_Task to carry out:_ In the entries below, find the lines that contain the word "this" and copy them.
### Dataset excerpts ###
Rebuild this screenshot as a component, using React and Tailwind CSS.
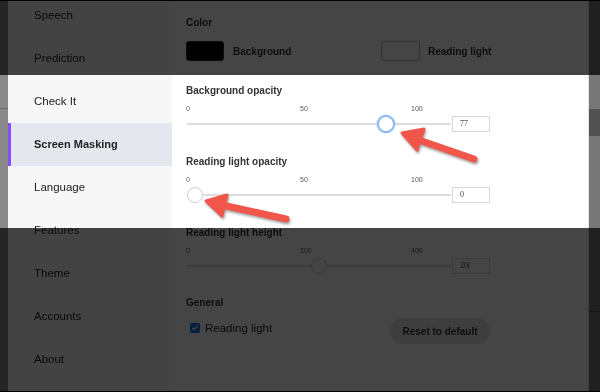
###
### Dataset excerpts ###
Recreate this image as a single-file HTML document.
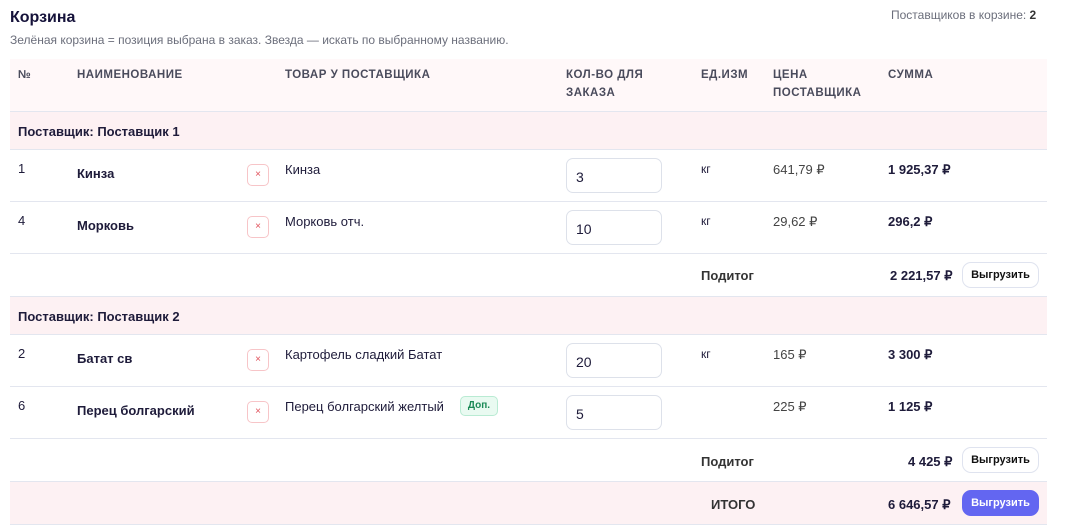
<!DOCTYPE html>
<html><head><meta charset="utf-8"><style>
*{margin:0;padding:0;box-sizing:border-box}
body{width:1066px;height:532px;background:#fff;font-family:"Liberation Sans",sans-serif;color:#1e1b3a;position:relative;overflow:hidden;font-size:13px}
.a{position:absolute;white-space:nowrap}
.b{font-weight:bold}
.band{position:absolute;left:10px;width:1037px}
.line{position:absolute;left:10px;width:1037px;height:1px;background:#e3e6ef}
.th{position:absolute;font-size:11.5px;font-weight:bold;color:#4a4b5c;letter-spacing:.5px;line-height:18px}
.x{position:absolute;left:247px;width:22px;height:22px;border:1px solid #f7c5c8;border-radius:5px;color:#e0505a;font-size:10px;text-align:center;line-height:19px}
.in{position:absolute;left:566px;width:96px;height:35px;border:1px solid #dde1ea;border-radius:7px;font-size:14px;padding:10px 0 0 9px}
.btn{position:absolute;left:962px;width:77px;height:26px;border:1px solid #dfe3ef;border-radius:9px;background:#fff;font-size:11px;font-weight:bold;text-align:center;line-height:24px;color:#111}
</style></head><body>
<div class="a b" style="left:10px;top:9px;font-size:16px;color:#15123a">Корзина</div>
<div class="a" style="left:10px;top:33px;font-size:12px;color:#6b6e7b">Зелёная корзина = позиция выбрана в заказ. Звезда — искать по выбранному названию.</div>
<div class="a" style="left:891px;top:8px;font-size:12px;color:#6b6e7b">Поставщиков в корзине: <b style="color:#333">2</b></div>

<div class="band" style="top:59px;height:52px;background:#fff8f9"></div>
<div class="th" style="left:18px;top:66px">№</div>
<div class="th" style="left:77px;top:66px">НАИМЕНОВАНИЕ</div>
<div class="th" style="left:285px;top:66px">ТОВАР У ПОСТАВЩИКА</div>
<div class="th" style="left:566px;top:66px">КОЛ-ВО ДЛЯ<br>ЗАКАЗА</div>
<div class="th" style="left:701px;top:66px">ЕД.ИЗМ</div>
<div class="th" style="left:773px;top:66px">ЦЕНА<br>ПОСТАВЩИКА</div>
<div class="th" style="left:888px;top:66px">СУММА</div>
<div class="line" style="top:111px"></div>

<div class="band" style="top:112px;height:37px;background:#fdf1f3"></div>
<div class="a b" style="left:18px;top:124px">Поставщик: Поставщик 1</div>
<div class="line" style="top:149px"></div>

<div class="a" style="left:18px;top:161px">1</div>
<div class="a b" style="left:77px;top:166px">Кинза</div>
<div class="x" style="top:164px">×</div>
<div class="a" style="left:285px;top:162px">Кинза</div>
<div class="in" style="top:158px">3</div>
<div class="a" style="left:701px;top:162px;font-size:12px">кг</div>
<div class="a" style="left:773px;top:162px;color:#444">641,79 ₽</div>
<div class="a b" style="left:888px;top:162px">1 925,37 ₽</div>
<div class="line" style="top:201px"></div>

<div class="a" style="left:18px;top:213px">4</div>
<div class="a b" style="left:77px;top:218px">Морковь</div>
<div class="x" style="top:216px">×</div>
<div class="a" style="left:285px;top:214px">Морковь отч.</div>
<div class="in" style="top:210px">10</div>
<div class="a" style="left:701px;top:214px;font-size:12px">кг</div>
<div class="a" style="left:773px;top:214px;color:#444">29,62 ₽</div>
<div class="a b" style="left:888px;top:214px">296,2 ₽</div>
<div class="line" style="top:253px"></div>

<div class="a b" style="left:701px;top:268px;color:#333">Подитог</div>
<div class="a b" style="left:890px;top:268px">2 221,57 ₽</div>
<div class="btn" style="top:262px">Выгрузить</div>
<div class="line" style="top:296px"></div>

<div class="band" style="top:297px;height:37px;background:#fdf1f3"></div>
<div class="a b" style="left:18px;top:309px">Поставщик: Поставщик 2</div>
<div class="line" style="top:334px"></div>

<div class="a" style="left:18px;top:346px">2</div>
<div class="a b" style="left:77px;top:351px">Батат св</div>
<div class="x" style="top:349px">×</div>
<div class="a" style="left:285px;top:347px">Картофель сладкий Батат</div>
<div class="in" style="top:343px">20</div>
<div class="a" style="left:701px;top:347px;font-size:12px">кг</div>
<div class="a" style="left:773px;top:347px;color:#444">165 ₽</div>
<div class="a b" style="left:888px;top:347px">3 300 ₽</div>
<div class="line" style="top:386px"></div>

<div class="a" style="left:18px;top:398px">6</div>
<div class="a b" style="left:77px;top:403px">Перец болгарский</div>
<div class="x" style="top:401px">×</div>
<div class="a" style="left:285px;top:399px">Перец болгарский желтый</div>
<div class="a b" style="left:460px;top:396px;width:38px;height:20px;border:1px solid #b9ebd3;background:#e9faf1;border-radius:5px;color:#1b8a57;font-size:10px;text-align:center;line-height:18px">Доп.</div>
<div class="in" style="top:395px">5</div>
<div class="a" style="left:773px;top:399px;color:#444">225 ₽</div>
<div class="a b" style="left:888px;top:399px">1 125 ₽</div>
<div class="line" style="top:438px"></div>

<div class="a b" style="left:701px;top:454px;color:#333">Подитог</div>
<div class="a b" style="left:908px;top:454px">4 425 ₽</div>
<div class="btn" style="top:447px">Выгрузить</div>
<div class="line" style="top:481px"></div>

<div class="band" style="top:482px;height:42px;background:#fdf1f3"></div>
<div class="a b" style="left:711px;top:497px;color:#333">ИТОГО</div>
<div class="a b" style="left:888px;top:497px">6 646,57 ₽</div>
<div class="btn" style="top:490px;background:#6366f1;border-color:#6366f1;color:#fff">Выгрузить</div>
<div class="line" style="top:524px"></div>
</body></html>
###
### Dataset excerpts ###
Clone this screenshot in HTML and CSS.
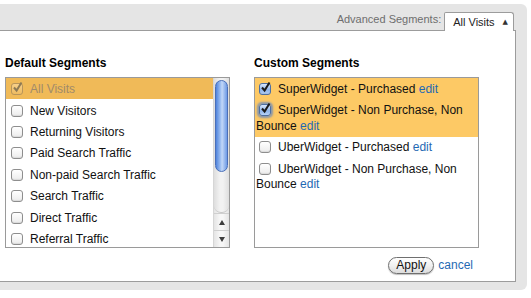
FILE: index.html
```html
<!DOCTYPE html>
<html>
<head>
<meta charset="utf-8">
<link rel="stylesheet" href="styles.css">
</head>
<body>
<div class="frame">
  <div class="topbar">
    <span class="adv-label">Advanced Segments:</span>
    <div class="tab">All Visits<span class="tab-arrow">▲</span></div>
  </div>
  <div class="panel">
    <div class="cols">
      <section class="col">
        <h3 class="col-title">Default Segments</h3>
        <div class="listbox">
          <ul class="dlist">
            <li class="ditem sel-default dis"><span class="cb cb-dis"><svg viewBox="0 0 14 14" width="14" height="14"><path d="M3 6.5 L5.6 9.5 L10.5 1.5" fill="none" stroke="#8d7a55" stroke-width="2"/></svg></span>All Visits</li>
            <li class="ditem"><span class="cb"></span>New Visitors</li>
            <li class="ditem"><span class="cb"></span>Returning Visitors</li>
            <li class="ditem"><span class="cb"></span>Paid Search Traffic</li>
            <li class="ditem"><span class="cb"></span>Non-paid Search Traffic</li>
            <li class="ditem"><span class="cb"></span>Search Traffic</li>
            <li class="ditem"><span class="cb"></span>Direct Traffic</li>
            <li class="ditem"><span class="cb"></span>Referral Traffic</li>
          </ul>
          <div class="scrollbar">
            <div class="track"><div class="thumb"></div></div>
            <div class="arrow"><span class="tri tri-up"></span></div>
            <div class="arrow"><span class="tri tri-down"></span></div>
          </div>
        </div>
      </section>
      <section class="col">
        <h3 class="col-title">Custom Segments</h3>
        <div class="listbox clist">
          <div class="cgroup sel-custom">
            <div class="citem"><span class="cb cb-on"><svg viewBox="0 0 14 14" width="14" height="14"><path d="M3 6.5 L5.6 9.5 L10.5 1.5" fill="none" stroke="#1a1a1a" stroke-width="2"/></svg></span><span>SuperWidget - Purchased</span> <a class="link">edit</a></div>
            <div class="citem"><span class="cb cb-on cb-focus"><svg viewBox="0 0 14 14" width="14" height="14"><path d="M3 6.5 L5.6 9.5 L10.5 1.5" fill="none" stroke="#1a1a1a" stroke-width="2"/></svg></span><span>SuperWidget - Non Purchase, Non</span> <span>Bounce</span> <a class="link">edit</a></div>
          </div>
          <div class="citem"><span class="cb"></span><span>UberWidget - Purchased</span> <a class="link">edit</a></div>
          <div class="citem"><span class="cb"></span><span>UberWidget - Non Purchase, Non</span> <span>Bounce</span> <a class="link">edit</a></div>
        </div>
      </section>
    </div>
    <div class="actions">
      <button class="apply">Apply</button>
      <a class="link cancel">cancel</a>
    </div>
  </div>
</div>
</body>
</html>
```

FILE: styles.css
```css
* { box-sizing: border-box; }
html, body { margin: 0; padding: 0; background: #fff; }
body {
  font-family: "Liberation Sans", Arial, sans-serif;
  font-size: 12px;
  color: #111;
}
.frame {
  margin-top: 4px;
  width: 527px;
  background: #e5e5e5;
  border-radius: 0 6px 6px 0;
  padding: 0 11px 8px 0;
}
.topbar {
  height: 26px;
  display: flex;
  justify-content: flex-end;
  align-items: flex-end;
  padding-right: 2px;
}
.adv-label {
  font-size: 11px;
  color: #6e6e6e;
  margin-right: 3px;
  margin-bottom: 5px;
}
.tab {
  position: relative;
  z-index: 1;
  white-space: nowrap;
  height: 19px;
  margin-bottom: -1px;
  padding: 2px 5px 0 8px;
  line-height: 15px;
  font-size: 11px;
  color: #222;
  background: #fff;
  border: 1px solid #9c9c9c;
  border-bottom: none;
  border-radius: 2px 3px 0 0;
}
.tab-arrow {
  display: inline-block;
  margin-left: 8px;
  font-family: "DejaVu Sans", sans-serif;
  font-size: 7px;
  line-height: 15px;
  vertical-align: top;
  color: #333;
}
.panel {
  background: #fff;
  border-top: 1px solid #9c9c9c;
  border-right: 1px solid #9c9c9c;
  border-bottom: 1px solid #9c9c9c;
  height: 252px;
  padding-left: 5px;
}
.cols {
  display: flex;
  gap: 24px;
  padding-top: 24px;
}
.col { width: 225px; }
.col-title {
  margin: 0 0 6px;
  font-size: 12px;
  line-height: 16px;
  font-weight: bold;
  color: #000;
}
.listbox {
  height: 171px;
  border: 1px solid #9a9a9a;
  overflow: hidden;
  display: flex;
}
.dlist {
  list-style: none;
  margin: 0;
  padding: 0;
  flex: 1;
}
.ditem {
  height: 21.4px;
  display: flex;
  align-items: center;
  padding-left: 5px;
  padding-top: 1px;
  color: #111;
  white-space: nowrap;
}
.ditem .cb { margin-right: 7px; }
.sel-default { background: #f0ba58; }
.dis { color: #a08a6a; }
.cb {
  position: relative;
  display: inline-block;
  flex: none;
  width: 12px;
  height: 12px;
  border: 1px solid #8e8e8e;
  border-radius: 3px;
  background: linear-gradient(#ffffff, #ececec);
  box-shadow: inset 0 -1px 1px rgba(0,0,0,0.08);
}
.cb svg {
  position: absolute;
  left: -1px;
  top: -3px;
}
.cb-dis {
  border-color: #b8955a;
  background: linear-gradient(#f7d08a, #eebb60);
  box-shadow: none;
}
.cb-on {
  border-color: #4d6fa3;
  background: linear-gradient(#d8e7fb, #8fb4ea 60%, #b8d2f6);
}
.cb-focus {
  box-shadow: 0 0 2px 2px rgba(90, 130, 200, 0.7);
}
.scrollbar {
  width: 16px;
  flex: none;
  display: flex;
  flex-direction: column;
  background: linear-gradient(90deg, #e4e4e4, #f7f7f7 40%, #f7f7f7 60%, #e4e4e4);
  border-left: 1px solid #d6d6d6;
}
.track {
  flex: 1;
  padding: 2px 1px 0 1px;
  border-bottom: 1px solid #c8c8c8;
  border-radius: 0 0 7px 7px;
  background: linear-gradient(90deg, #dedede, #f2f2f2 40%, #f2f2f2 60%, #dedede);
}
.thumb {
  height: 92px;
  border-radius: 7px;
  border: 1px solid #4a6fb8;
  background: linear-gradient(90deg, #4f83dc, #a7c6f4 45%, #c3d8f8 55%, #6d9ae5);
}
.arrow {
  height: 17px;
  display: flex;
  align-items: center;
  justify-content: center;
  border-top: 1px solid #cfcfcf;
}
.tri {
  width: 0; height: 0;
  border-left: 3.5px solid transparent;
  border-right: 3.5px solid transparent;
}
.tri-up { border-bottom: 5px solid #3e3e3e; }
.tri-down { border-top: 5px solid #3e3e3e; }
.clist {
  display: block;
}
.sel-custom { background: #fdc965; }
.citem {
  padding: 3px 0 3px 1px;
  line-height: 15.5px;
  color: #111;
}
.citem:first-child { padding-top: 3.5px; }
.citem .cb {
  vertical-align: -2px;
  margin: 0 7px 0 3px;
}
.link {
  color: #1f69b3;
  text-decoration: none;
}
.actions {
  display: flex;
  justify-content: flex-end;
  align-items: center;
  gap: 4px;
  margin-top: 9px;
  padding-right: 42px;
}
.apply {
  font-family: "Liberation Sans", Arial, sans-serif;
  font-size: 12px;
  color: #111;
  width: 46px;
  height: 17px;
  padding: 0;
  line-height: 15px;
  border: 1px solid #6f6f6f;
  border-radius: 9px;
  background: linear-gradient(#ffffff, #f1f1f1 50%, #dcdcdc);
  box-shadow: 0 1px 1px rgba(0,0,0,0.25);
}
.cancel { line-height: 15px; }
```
###
_Written solution:_
Rebuild this screenshot as a component, using React and Tailwind CSS.
Recreate this image as a single-file HTML document.
Clone this screenshot in HTML and CSS.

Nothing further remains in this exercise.